- [Information shown]:
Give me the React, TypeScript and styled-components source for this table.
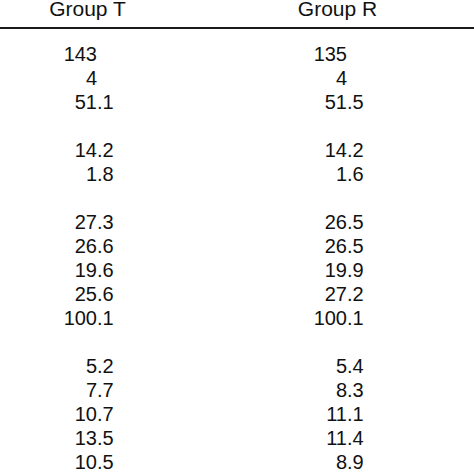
import React from "react";
import styled, { createGlobalStyle } from "styled-components";

const Global = createGlobalStyle`
  html, body { margin: 0; padding: 0; background: #ffffff; }
  body { font-family: "Liberation Sans", Arial, Helvetica, sans-serif; color: #111111; }
`;

const Page = styled.div`
  width: 474px;
  height: 474px;
  overflow: hidden;
  background: #ffffff;
`;

const HeaderRow = styled.div`
  display: grid;
  grid-template-columns: 100px 100px;
  column-gap: 150px;
  padding-left: 37.5px;
  padding-bottom: 9px;
  border-bottom: 2px solid #1a1a1a;
`;

const HeaderCell = styled.div`
  font-size: 21px;
  line-height: 18px;
  height: 18px;
  text-align: center;
  white-space: nowrap;
`;

const Body = styled.div`
  margin-top: 13px;
`;

const Row = styled.div`
  display: grid;
  grid-template-columns: 100px 100px;
  column-gap: 150px;
  padding-left: 37px;
  height: 24px;
  font-size: 20px;
  line-height: 24px;
`;

const NumCell = styled.div`
  display: grid;
  grid-template-columns: 60px 40px;
`;

const IntPart = styled.span`
  text-align: right;
`;

const FracPart = styled.span`
  text-align: left;
`;

type RowData = [string, string] | null;

const rows: RowData[] = [
  ["143", "135"],
  ["4", "4"],
  ["51.1", "51.5"],
  null,
  ["14.2", "14.2"],
  ["1.8", "1.6"],
  null,
  ["27.3", "26.5"],
  ["26.6", "26.5"],
  ["19.6", "19.9"],
  ["25.6", "27.2"],
  ["100.1", "100.1"],
  null,
  ["5.2", "5.4"],
  ["7.7", "8.3"],
  ["10.7", "11.1"],
  ["13.5", "11.4"],
  ["10.5", "8.9"],
];

const Num: React.FC<{ value: string }> = ({ value }) => {
  const i = value.indexOf(".");
  const intPart = i >= 0 ? value.slice(0, i) : value;
  const frac = i >= 0 ? value.slice(i) : "";
  return (
    <NumCell>
      <IntPart>{intPart}</IntPart>
      <FracPart>{frac}</FracPart>
    </NumCell>
  );
};

export default function App() {
  return (
    <Page>
      <Global />
      <HeaderRow>
        <HeaderCell>Group T</HeaderCell>
        <HeaderCell>Group R</HeaderCell>
      </HeaderRow>
      <Body>
        {rows.map((r, idx) => (
          <Row key={idx}>
            {r ? (
              <>
                <Num value={r[0]} />
                <Num value={r[1]} />
              </>
            ) : null}
          </Row>
        ))}
      </Body>
    </Page>
  );
}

- [Task to carry out]:
Of the lines in this listing, how many contain "components"? Reply with the number and nothing more.

- [Written response]:
2